Tomorrow I wake up around 3am and go on vacation for 2 weeks.  We'll be travelling to Switzerland to visit relatives, Paris and other locals in France because my sister wanted to, and our friends in Bavaria, Germany for a few days as well.  I have a strong feeling that this will either be the last trip to Europe I have with my parents for a very long time, or the last one.  If I ever go again, it will be on my own accord.  All the adventures that I go on from now on will have to be devised by me.  All the travelling is up to me now.  Strange how it will all be gone now, Switzerland feels like a second home I've come to know the surrounding area so well.  I say this because I think I'll really have to get cracking on real internships every summer now, aside from working with my dad.  At least, that's how I see it.  And, they wont be as lenient with sudden trips to Europe as I have it right now.

Well, summer vacation has been just a big long wait until this moment in time for me actually.  It's going to be 3 months since I've been with Amanda when it's all over.  I really, really miss her a ton.  I am definitely one very lucky person, and can't wait to see her again this year.  With all of the let downs academically from CMU, Amanda's my most positive thought at CMU now, and that does an absolute ton with not letting myself give up at CMU either.  I absolutely can't wait to start the new year with her :D.

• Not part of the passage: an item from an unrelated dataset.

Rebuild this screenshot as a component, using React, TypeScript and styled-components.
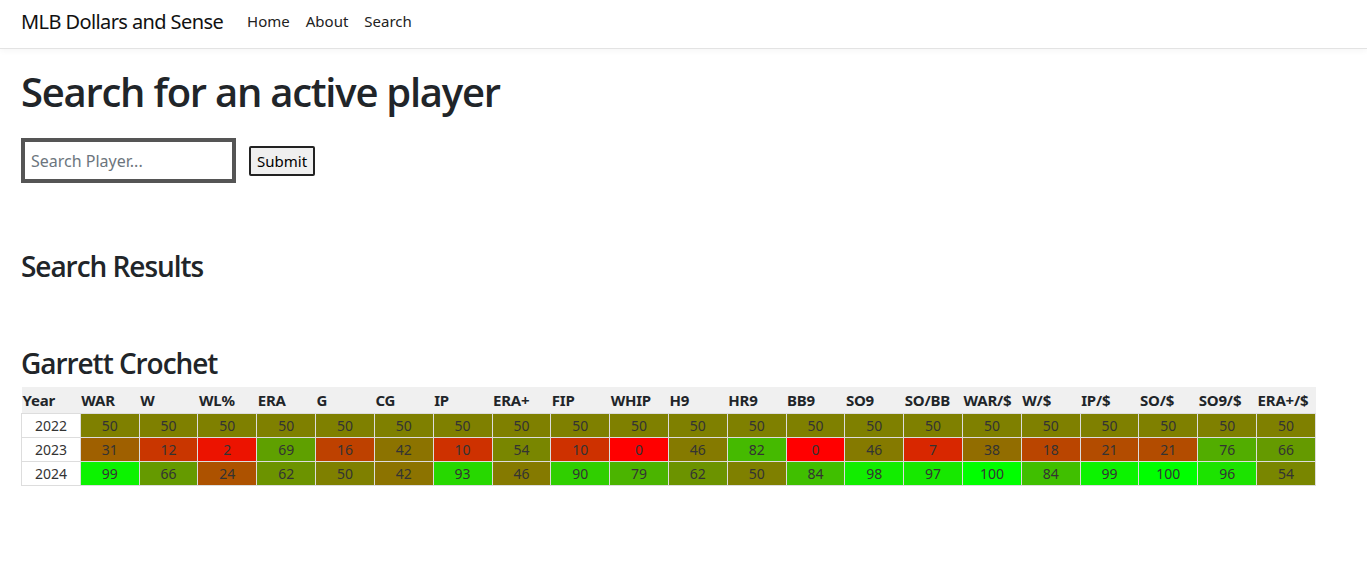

This trip will be great, I know.  It'll be cool to see all my relatives one last time before all the serious internships kick in.  And, most notably, I'll be returning to my favorite place in Germany for the first time in 2 years.  How much has changed?  Who has changed?  My former exchange partner, Sabrina, has a boyfriend now....and they just got back from an island vacation!  Funny...all I used to think about was back during that time, having fun with her and the other Germans.  But, I now know that it can never be the same, it can never be the same situation that it once was that I remember.  But, I have so many things to look forward to in my own world.  I'm finally satisfied with just letting everything that was then go now, I can finally let go.  Everything back then was perfect, and couldn't have been any better.  That truely was the best time in my life....so far.

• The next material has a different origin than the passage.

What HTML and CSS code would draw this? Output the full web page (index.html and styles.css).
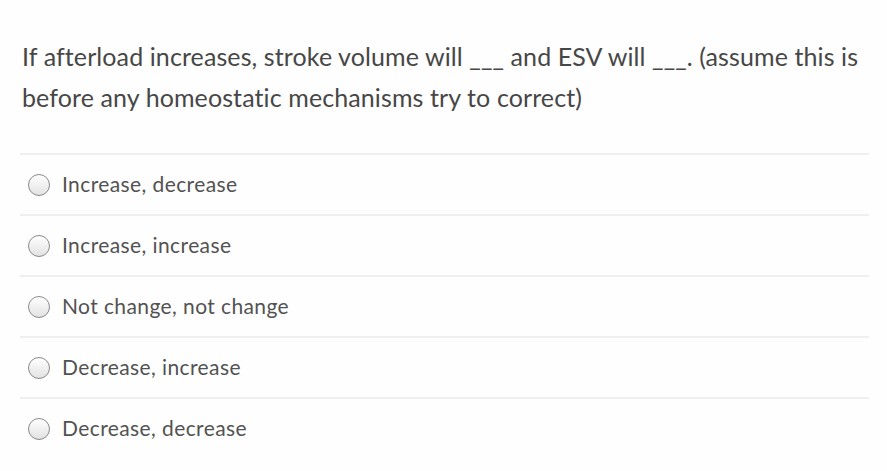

I can only look forward to what's in store for me in the future.  Good grades?  Tons o parties with my west coast Renoian and New Yorker female?  Yeeeeaaaazzzz!! Of course the others are invited, I would be a FOOL not to enjoy the company of everyone I know.  I think some partying with my old crew is much needed this year.  I intend on getting some new contacts, getting the hookup with what's going down this year.  Wait for my signal...you will know.  5 man suite in West Wing.  Huzzah!! Me helping to teach Kung Fu.  Me totally turning a new leaf with my work ethic at CMU.  Backrubs, hugs, kisses, laughing, outings, happiness....mmmmmmmm.

3 more weeks


Thursday, July 14, 2005

Well, I guess I'll use this thing.

This summer has been good to me so far.  I've been pretty consistent with going to the gym every other day, though currently my left tricep is injured from straining it too much.  The daily hour commute to Riverside for stats class is going fine...I actually got an A on the stats test.  Gee, I got an A on a test.  Imagine that...

Work is just the same as last year - I totally was involved and desperately needed leading up to and during the trade show in San Francisco for the company.  I did very well working the floor too of our booth, and got a nice amount of time exploring San Francisco.  But, I was all alone in the city.  The walks were great, the place so interesting and wonderful, but I had no one to share it with.  Kinda feels like my whole summer, with me wasting away the pointless time here at work lost inside my own mind.  Maybe that's what I dont use this Xanga much - most of what I would post has already run its course in my mind at least 10 times over.  Another lap on the Xanga feels more like the redundant victory lap...then again I already have a few paragraphs.  Guess I needed some motivation .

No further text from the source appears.